Supplied data >>

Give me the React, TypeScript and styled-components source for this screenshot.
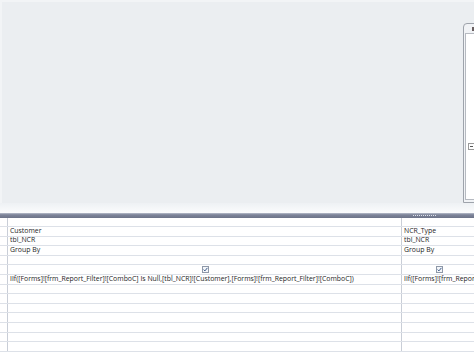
import React from 'react';
import styled, { createGlobalStyle } from 'styled-components';

const GlobalStyle = createGlobalStyle`
  html, body {
    margin: 0;
    padding: 0;
    background: #ffffff;
  }
  body {
    font-family: 'Open Sans', 'DejaVu Sans', sans-serif;
  }
`;

type Column = {
  field: string;
  table: string;
  total: string;
  sort: string;
  show: boolean;
  criteria: string;
  width: number;
};

const columns: Column[] = [
  {
    field: 'Customer',
    table: 'tbl_NCR',
    total: 'Group By',
    sort: '',
    show: true,
    criteria:
      'IIf([Forms]![frm_Report_Filter]![ComboC] Is Null,[tbl_NCR]![Customer],[Forms]![frm_Report_Filter]![ComboC])',
    width: 394
  },
  {
    field: 'NCR_Type',
    table: 'tbl_NCR',
    total: 'Group By',
    sort: '',
    show: true,
    criteria: 'IIf([Forms]![frm_Repor',
    width: 73
  }
];

const EXTRA_ROWS = 7;

const Check = () => (
  <svg width="7" height="7" viewBox="0 0 7 7">
    <rect x="0.5" y="0.5" width="6" height="6" fill="#f4f6f9" stroke="#8e98a8" />
    <path d="M1.6 3.6 L2.9 4.9 L5.4 1.9" fill="none" stroke="#3b5a8a" strokeWidth="1" />
  </svg>
);

const CollapseMark = () => (
  <svg width="7" height="7" viewBox="0 0 7 7">
    <rect x="0.5" y="0.5" width="6" height="6" fill="#ffffff" stroke="#9a9a9a" />
    <path d="M2 3.5 H5" stroke="#555" strokeWidth="1" />
  </svg>
);

const App = () => {
  const rowLabels = ['field', 'table', 'total', 'sort', 'show', 'criteria'] as const;

  return (
    <>
      <GlobalStyle />
      <Page>
        <DesignArea>
          <TableWindow>
            <TitleBar>
              <TitleIcon />
            </TitleBar>
            <FieldList>
              <FieldSpacer />
              <CollapseMark />
            </FieldList>
          </TableWindow>
        </DesignArea>
        <Fade />
        <Splitter>
          <Grip />
        </Splitter>
        <Grid>
          <SelectorRow>
            <RowHead />
            {columns.map((c, i) => (
              <Cell key={i} style={{ width: c.width }} />
            ))}
          </SelectorRow>
          {rowLabels.map((key) => (
            <Row key={key}>
              <RowHead />
              {columns.map((c, i) => (
                <Cell key={i} style={{ width: c.width }} center={key === 'show'}>
                  {key === 'show' ? c.show && <Check /> : c[key]}
                </Cell>
              ))}
            </Row>
          ))}
          {Array.from({ length: EXTRA_ROWS }).map((_, r) => (
            <Row key={`e${r}`}>
              <RowHead />
              {columns.map((c, i) => (
                <Cell key={i} style={{ width: c.width }} />
              ))}
            </Row>
          ))}
        </Grid>
      </Page>
    </>
  );
};

export default App;

const Page = styled.div`
  width: 474px;
  height: 355px;
  overflow: hidden;
  display: flex;
  flex-direction: column;
  background: #ffffff;
`;

const DesignArea = styled.div`
  height: 203px;
  flex-shrink: 0;
  background: #ebeef1;
  border-top: 2px solid #f2f4f6;
  border-left: 2px solid #f2f4f6;
  box-sizing: border-box;
  display: flex;
  padding: 21px 0 0 461px;
`;

const TableWindow = styled.div`
  width: 150px;
  height: 180px;
  flex-shrink: 0;
  box-sizing: border-box;
  border: 1px solid #9ea3ab;
  border-radius: 4px 0 0 0;
  background: #f1f3f6;
  display: flex;
  flex-direction: column;
  padding: 0 0 2px 1px;
`;

const TitleBar = styled.div`
  height: 9px;
  flex-shrink: 0;
  display: flex;
  align-items: center;
  padding-left: 7px;
`;

const TitleIcon = styled.div`
  width: 4px;
  height: 4px;
  background: #6a5f60;
`;

const FieldList = styled.div`
  flex: 1;
  background: #ffffff;
  border: 1px solid #b6bac1;
  display: flex;
  flex-direction: column;
  padding-left: 2px;
`;

const FieldSpacer = styled.div`
  height: 109px;
`;

const Fade = styled.div`
  height: 10px;
  flex-shrink: 0;
  background: linear-gradient(#eef1f4, #fbfcfd);
`;

const Splitter = styled.div`
  height: 5px;
  flex-shrink: 0;
  box-sizing: border-box;
  background: linear-gradient(#b9bfcc 0%, #7e859a 35%, #6c7388 100%);
  display: flex;
  align-items: center;
  padding-left: 413px;
`;

const Grip = styled.div`
  width: 23px;
  height: 0;
  border-top: 1px dotted #dfe3ec;
`;

const Grid = styled.div`
  display: flex;
  flex-direction: column;
  font-size: 6.9px;
  color: #1e1e1e;
`;

const SelectorRow = styled.div`
  height: 8px;
  display: flex;
  border-bottom: 1px solid #dde1e8;
`;

const Row = styled.div`
  height: 9.6px;
  box-sizing: border-box;
  display: flex;
  border-bottom: 1px solid #dde1e8;
`;

const RowHead = styled.div`
  width: 7px;
  flex-shrink: 0;
  border-right: 1px solid #c9ced7;
`;

const Cell = styled.div<{ center?: boolean }>`
  flex-shrink: 0;
  box-sizing: border-box;
  border-right: 1px solid #c9ced7;
  padding-left: 2px;
  display: flex;
  align-items: center;
  justify-content: ${(p) => (p.center ? 'center' : 'flex-start')};
  white-space: nowrap;
  overflow: hidden;
  line-height: 1;
`;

Exercise requirements >> Reproduce the material above from its first line through the line containing "const EXTRA_ROWS = 7;", both ends included, and skip every picture.

Exercise solution >>
Give me the React, TypeScript and styled-components source for this screenshot.
import React from 'react';
import styled, { createGlobalStyle } from 'styled-components';

const GlobalStyle = createGlobalStyle`
  html, body {
    margin: 0;
    padding: 0;
    background: #ffffff;
  }
  body {
    font-family: 'Open Sans', 'DejaVu Sans', sans-serif;
  }
`;

type Column = {
  field: string;
  table: string;
  total: string;
  sort: string;
  show: boolean;
  criteria: string;
  width: number;
};

const columns: Column[] = [
  {
    field: 'Customer',
    table: 'tbl_NCR',
    total: 'Group By',
    sort: '',
    show: true,
    criteria:
      'IIf([Forms]![frm_Report_Filter]![ComboC] Is Null,[tbl_NCR]![Customer],[Forms]![frm_Report_Filter]![ComboC])',
    width: 394
  },
  {
    field: 'NCR_Type',
    table: 'tbl_NCR',
    total: 'Group By',
    sort: '',
    show: true,
    criteria: 'IIf([Forms]![frm_Repor',
    width: 73
  }
];

const EXTRA_ROWS = 7;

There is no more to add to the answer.